I would appreciate your perspective. Thanks

Questions pop into my mind as you ask this:

  1. style of pizza, pan, screen, think, thin, etc.
  2. market area (culture of customer / competition)
  3. the identity of your restaurant. What do you want to be known for?
  4. delivery? Dine in?
  5. anticipated volume?
  6. Menu? Broad? Narrow?

Personally, I have been a long term fan of the conveyor oven.

  • simplicity for training and operations
  • speed of service
  • safety

The good news for you: Pizza Expo right around the corner in Las Vegas. All the latest and greatest equipment will be there along with vendors who have 100% refurbished equipment and sell with warranties. The opporunity to gather information there will be worth every penny if you are planning an opening in summer.

Over the years, new pizza companies who started with the latest technology and offered premium pizzas baked much more quickly kept raising the bar for service standards. If you identity is to kick it up a notch vs. others in your community with new ovens, your competition will hesitate to replace their ovens to keep up. Might give you an advantage. (Some day, can we deliver in 15 minutes as a standard?) :slight_smile:

All depends on you, your vision, your identity.
I will say in the pizza business, your oven is your work horse. When the oven goes down or unable to perform to expectation, the rest of your business will suffer.

Thanks a lot and your perspective is well thought out.

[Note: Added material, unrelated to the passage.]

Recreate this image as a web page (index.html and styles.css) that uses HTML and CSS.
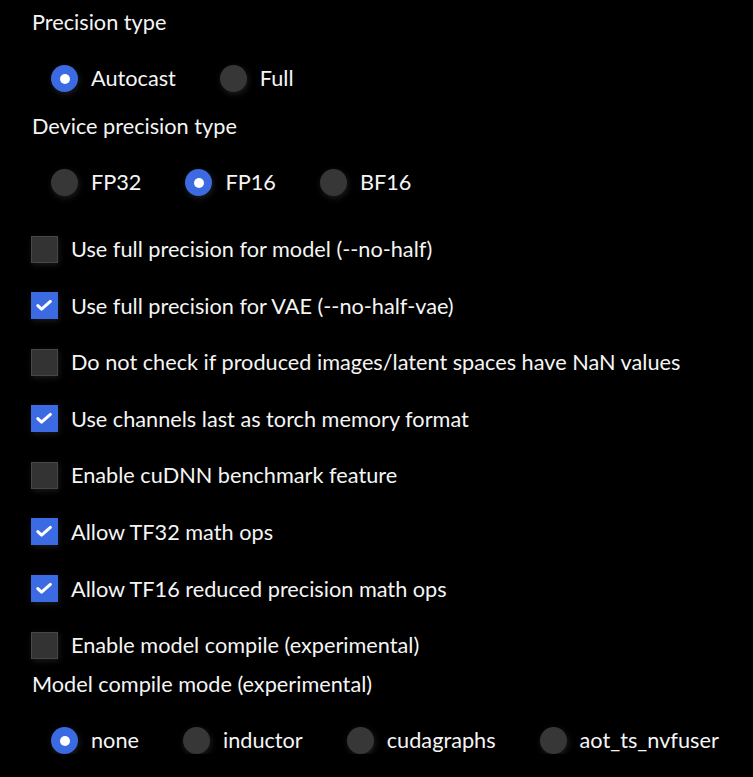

It’s a brand new location in a upper middle-high income demo and four existing pizza competitors (3 independent and 1 regional chain). The key differentiator to our concept is pizza (NY style), selling by the slice and exceptional service. Very limited seating but strong delivery and takeout business.
I realize the role ovens play in our business but wanted to get a view from those who’ve been at it longer.
Very much looking forward to the expo.

A used deck oven would be my choice in your situation. Selling by the slice is easier with a deck and the investment is so small up front. As soon as you are sure you will do well go for the new one. The tax advantages will then help you.

We bought 2 used conveyor ovens after months of comparing and coming to forums like this.
If your going to do primarily take out and delivery you can’t beat a conveyor for volume, simplicity, and
consistency. That being said - they can be expensive to repair if you buy a used lemon. Do your homeowrk to find a reputable dealer for a REFURBISHED oven and you’ll save nearly half of the brand new price tag. A refurbed oven from a reputable dealer will come with a warranty and a guarantee of perfect working order upon receipt. If they don’t offer a full warranty for at least 90 days after purchase they do not stand behind their work. Stay away from those guys.

I have always worked with Greg from AMS Enterprises out of Tennessee.

I would agree with tastycrust about using a conveyor oven for volume and needing one that won’t break down regularly and cost you an arm and a leg. I went with brand new ovens from Edge and probably spent less than an equivalent set of refurbished Middlebys. These came with a two year warranty, and have had no problems in the 6 months I have had them. As a bonus, I’m using about 25% less gas than I did with my old ovens.

Every food service owner or operator wants to save money. Money saved is money added to your bottom line. But sometimes, saving money in the short term will cost you money in the long term. Buying used equipment instead of new equipment will always save you money in the short term, but make sure to think ahead. With many pieces of equipment, the money saved by purchasing used is not worth the risk it entails. However, in certain cases, buying used equipment is a smart way to save some of your capital.